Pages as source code

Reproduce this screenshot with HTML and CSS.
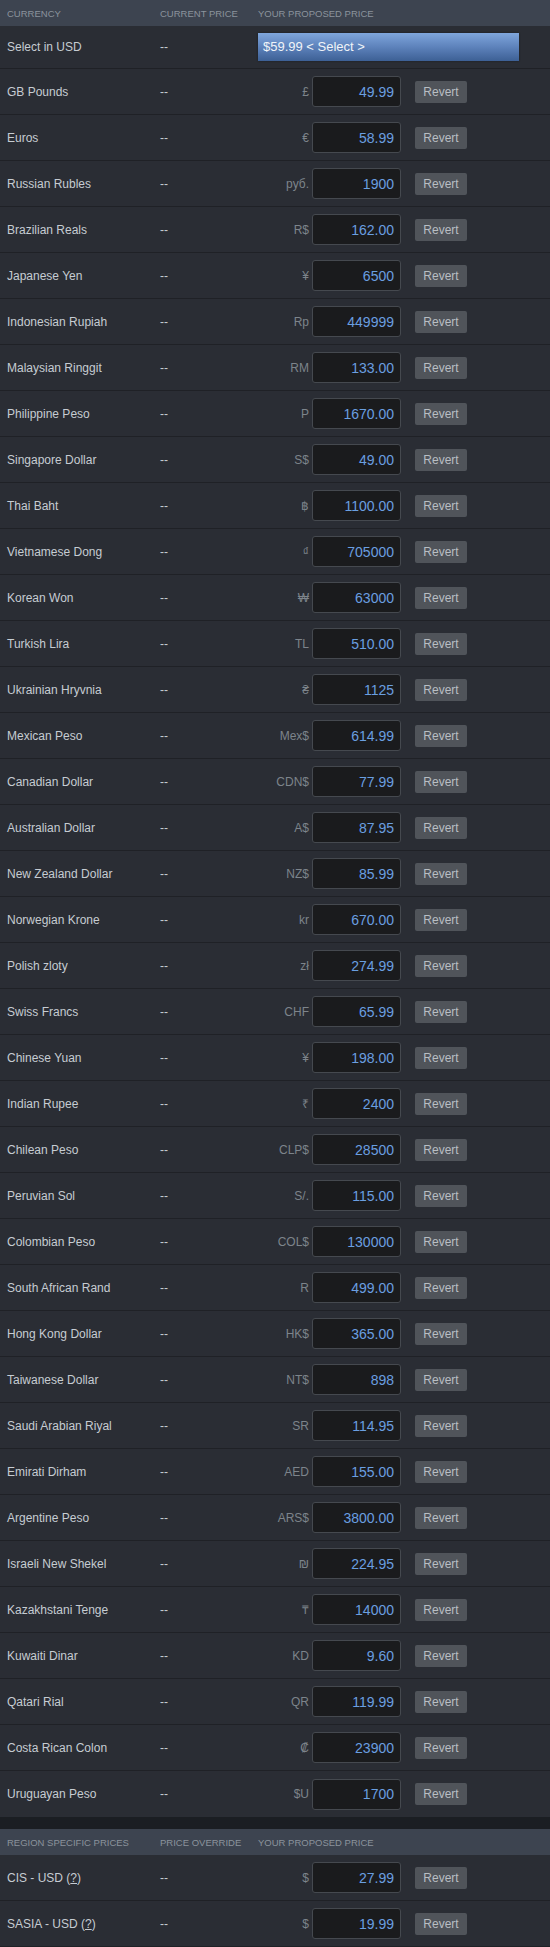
FILE: index.html
```html
<!DOCTYPE html>
<html>
<head>
<meta charset="utf-8">
<link rel="stylesheet" href="styles.css">
</head>
<body>
<div class="pricing">
  <div class="row head">
    <div class="c1">Currency</div>
    <div class="c2">Current Price</div>
    <div class="c3">Your Proposed Price</div>
  </div>
  <div class="row first">
    <div class="c1">Select in USD</div>
    <div class="c2">--</div>
    <div class="c3"><div class="select">$59.99 &lt; Select &gt;</div></div>
  </div>
  <div class="row"><div class="c1">GB Pounds</div><div class="c2">--</div><div class="c3"><span class="sym">£</span><input class="price" value="49.99"><button class="revert">Revert</button></div></div>
  <div class="row"><div class="c1">Euros</div><div class="c2">--</div><div class="c3"><span class="sym">€</span><input class="price" value="58.99"><button class="revert">Revert</button></div></div>
  <div class="row"><div class="c1">Russian Rubles</div><div class="c2">--</div><div class="c3"><span class="sym">руб.</span><input class="price" value="1900"><button class="revert">Revert</button></div></div>
  <div class="row"><div class="c1">Brazilian Reals</div><div class="c2">--</div><div class="c3"><span class="sym">R$</span><input class="price" value="162.00"><button class="revert">Revert</button></div></div>
  <div class="row"><div class="c1">Japanese Yen</div><div class="c2">--</div><div class="c3"><span class="sym">¥</span><input class="price" value="6500"><button class="revert">Revert</button></div></div>
  <div class="row"><div class="c1">Indonesian Rupiah</div><div class="c2">--</div><div class="c3"><span class="sym">Rp</span><input class="price" value="449999"><button class="revert">Revert</button></div></div>
  <div class="row"><div class="c1">Malaysian Ringgit</div><div class="c2">--</div><div class="c3"><span class="sym">RM</span><input class="price" value="133.00"><button class="revert">Revert</button></div></div>
  <div class="row"><div class="c1">Philippine Peso</div><div class="c2">--</div><div class="c3"><span class="sym">P</span><input class="price" value="1670.00"><button class="revert">Revert</button></div></div>
  <div class="row"><div class="c1">Singapore Dollar</div><div class="c2">--</div><div class="c3"><span class="sym">S$</span><input class="price" value="49.00"><button class="revert">Revert</button></div></div>
  <div class="row"><div class="c1">Thai Baht</div><div class="c2">--</div><div class="c3"><span class="sym">฿</span><input class="price" value="1100.00"><button class="revert">Revert</button></div></div>
  <div class="row"><div class="c1">Vietnamese Dong</div><div class="c2">--</div><div class="c3"><span class="sym">₫</span><input class="price" value="705000"><button class="revert">Revert</button></div></div>
  <div class="row"><div class="c1">Korean Won</div><div class="c2">--</div><div class="c3"><span class="sym">₩</span><input class="price" value="63000"><button class="revert">Revert</button></div></div>
  <div class="row"><div class="c1">Turkish Lira</div><div class="c2">--</div><div class="c3"><span class="sym">TL</span><input class="price" value="510.00"><button class="revert">Revert</button></div></div>
  <div class="row"><div class="c1">Ukrainian Hryvnia</div><div class="c2">--</div><div class="c3"><span class="sym">₴</span><input class="price" value="1125"><button class="revert">Revert</button></div></div>
  <div class="row"><div class="c1">Mexican Peso</div><div class="c2">--</div><div class="c3"><span class="sym">Mex$</span><input class="price" value="614.99"><button class="revert">Revert</button></div></div>
  <div class="row"><div class="c1">Canadian Dollar</div><div class="c2">--</div><div class="c3"><span class="sym">CDN$</span><input class="price" value="77.99"><button class="revert">Revert</button></div></div>
  <div class="row"><div class="c1">Australian Dollar</div><div class="c2">--</div><div class="c3"><span class="sym">A$</span><input class="price" value="87.95"><button class="revert">Revert</button></div></div>
  <div class="row"><div class="c1">New Zealand Dollar</div><div class="c2">--</div><div class="c3"><span class="sym">NZ$</span><input class="price" value="85.99"><button class="revert">Revert</button></div></div>
  <div class="row"><div class="c1">Norwegian Krone</div><div class="c2">--</div><div class="c3"><span class="sym">kr</span><input class="price" value="670.00"><button class="revert">Revert</button></div></div>
  <div class="row"><div class="c1">Polish zloty</div><div class="c2">--</div><div class="c3"><span class="sym">zł</span><input class="price" value="274.99"><button class="revert">Revert</button></div></div>
  <div class="row"><div class="c1">Swiss Francs</div><div class="c2">--</div><div class="c3"><span class="sym">CHF</span><input class="price" value="65.99"><button class="revert">Revert</button></div></div>
  <div class="row"><div class="c1">Chinese Yuan</div><div class="c2">--</div><div class="c3"><span class="sym">¥</span><input class="price" value="198.00"><button class="revert">Revert</button></div></div>
  <div class="row"><div class="c1">Indian Rupee</div><div class="c2">--</div><div class="c3"><span class="sym">₹</span><input class="price" value="2400"><button class="revert">Revert</button></div></div>
  <div class="row"><div class="c1">Chilean Peso</div><div class="c2">--</div><div class="c3"><span class="sym">CLP$</span><input class="price" value="28500"><button class="revert">Revert</button></div></div>
  <div class="row"><div class="c1">Peruvian Sol</div><div class="c2">--</div><div class="c3"><span class="sym">S/.</span><input class="price" value="115.00"><button class="revert">Revert</button></div></div>
  <div class="row"><div class="c1">Colombian Peso</div><div class="c2">--</div><div class="c3"><span class="sym">COL$</span><input class="price" value="130000"><button class="revert">Revert</button></div></div>
  <div class="row"><div class="c1">South African Rand</div><div class="c2">--</div><div class="c3"><span class="sym">R</span><input class="price" value="499.00"><button class="revert">Revert</button></div></div>
  <div class="row"><div class="c1">Hong Kong Dollar</div><div class="c2">--</div><div class="c3"><span class="sym">HK$</span><input class="price" value="365.00"><button class="revert">Revert</button></div></div>
  <div class="row"><div class="c1">Taiwanese Dollar</div><div class="c2">--</div><div class="c3"><span class="sym">NT$</span><input class="price" value="898"><button class="revert">Revert</button></div></div>
  <div class="row"><div class="c1">Saudi Arabian Riyal</div><div class="c2">--</div><div class="c3"><span class="sym">SR</span><input class="price" value="114.95"><button class="revert">Revert</button></div></div>
  <div class="row"><div class="c1">Emirati Dirham</div><div class="c2">--</div><div class="c3"><span class="sym">AED</span><input class="price" value="155.00"><button class="revert">Revert</button></div></div>
  <div class="row"><div class="c1">Argentine Peso</div><div class="c2">--</div><div class="c3"><span class="sym">ARS$</span><input class="price" value="3800.00"><button class="revert">Revert</button></div></div>
  <div class="row"><div class="c1">Israeli New Shekel</div><div class="c2">--</div><div class="c3"><span class="sym">₪</span><input class="price" value="224.95"><button class="revert">Revert</button></div></div>
  <div class="row"><div class="c1">Kazakhstani Tenge</div><div class="c2">--</div><div class="c3"><span class="sym">₸</span><input class="price" value="14000"><button class="revert">Revert</button></div></div>
  <div class="row"><div class="c1">Kuwaiti Dinar</div><div class="c2">--</div><div class="c3"><span class="sym">KD</span><input class="price" value="9.60"><button class="revert">Revert</button></div></div>
  <div class="row"><div class="c1">Qatari Rial</div><div class="c2">--</div><div class="c3"><span class="sym">QR</span><input class="price" value="119.99"><button class="revert">Revert</button></div></div>
  <div class="row"><div class="c1">Costa Rican Colon</div><div class="c2">--</div><div class="c3"><span class="sym">₡</span><input class="price" value="23900"><button class="revert">Revert</button></div></div>
  <div class="row last"><div class="c1">Uruguayan Peso</div><div class="c2">--</div><div class="c3"><span class="sym">$U</span><input class="price" value="1700"><button class="revert">Revert</button></div></div>
</div>
<div class="spacer"></div>
<div class="pricing">
  <div class="row head">
    <div class="c1">Region Specific Prices</div>
    <div class="c2">Price Override</div>
    <div class="c3">Your Proposed Price</div>
  </div>
  <div class="row"><div class="c1">CIS - USD (<span class="help">?</span>)</div><div class="c2">--</div><div class="c3"><span class="sym">$</span><input class="price" value="27.99"><button class="revert">Revert</button></div></div>
  <div class="row"><div class="c1">SASIA - USD (<span class="help">?</span>)</div><div class="c2">--</div><div class="c3"><span class="sym">$</span><input class="price" value="19.99"><button class="revert">Revert</button></div></div>
</div>
</body>
</html>
```
FILE: styles.css
```css
html, body {
  margin: 0;
  padding: 0;
  background: #1b1e23;
}
body {
  width: 550px;
  font-family: "Liberation Sans", Arial, sans-serif;
  color: #c6ccd2;
}
.pricing {
  background: #2a2d34;
}
.row {
  display: grid;
  grid-template-columns: 153px 98px 1fr;
  align-items: center;
  padding-left: 7px;
  height: 45px;
  border-bottom: 1px solid #1f2126;
  font-size: 12px;
}
.row.first {
  height: 42px;
}
.row.last {
  border-bottom: none;
  height: 46px;
}
.row.head {
  height: 26px;
  background: #3d4450;
  border-bottom: none;
  font-size: 9.5px;
  text-transform: uppercase;
  color: #8b939c;
}
.c3 {
  display: flex;
  align-items: center;
}
.select {
  width: 261px;
  height: 28px;
  line-height: 28px;
  padding-left: 5px;
  box-sizing: border-box;
  font-size: 13px;
  color: #f0f4f8;
  background: linear-gradient(to bottom, #7fa6dc 0%, #5d82bb 50%, #3d6095 100%);
  box-shadow: 0 0 2px rgba(0,0,0,0.4);
}
.sym {
  width: 51px;
  text-align: right;
  color: #7d848b;
  font-size: 12px;
  margin-right: 3px;
}
.price {
  width: 89px;
  height: 31px;
  box-sizing: border-box;
  background: #1a1b1d;
  border: 1px solid #45494f;
  border-radius: 3px;
  color: #6a9fe0;
  font-family: "Liberation Sans", Arial, sans-serif;
  font-size: 14px;
  text-align: right;
  padding: 0 6px 0 4px;
  margin: 0;
  outline: none;
}
.revert {
  margin-left: 14px;
  width: 52px;
  height: 22px;
  padding: 0;
  border: none;
  border-radius: 2px;
  background: #50545a;
  color: #b9bec3;
  font-family: "Liberation Sans", Arial, sans-serif;
  font-size: 12px;
}
.spacer {
  height: 12px;
  background: #1b1e23;
}
.help {
  text-decoration: underline;
}
```
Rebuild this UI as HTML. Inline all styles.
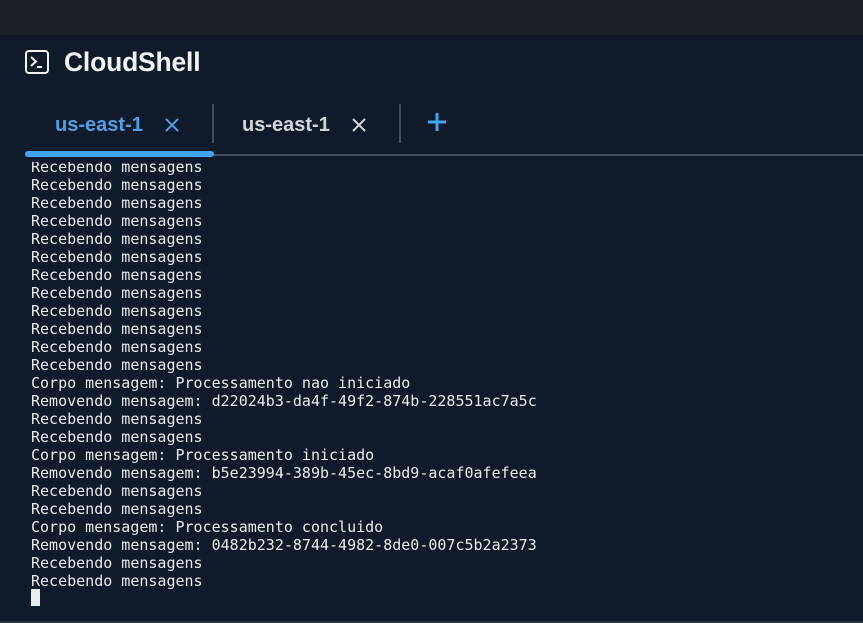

• [Work to be completed] Note how many lines in the listing above hold the string "this", then give only that figure.

• [The output] 2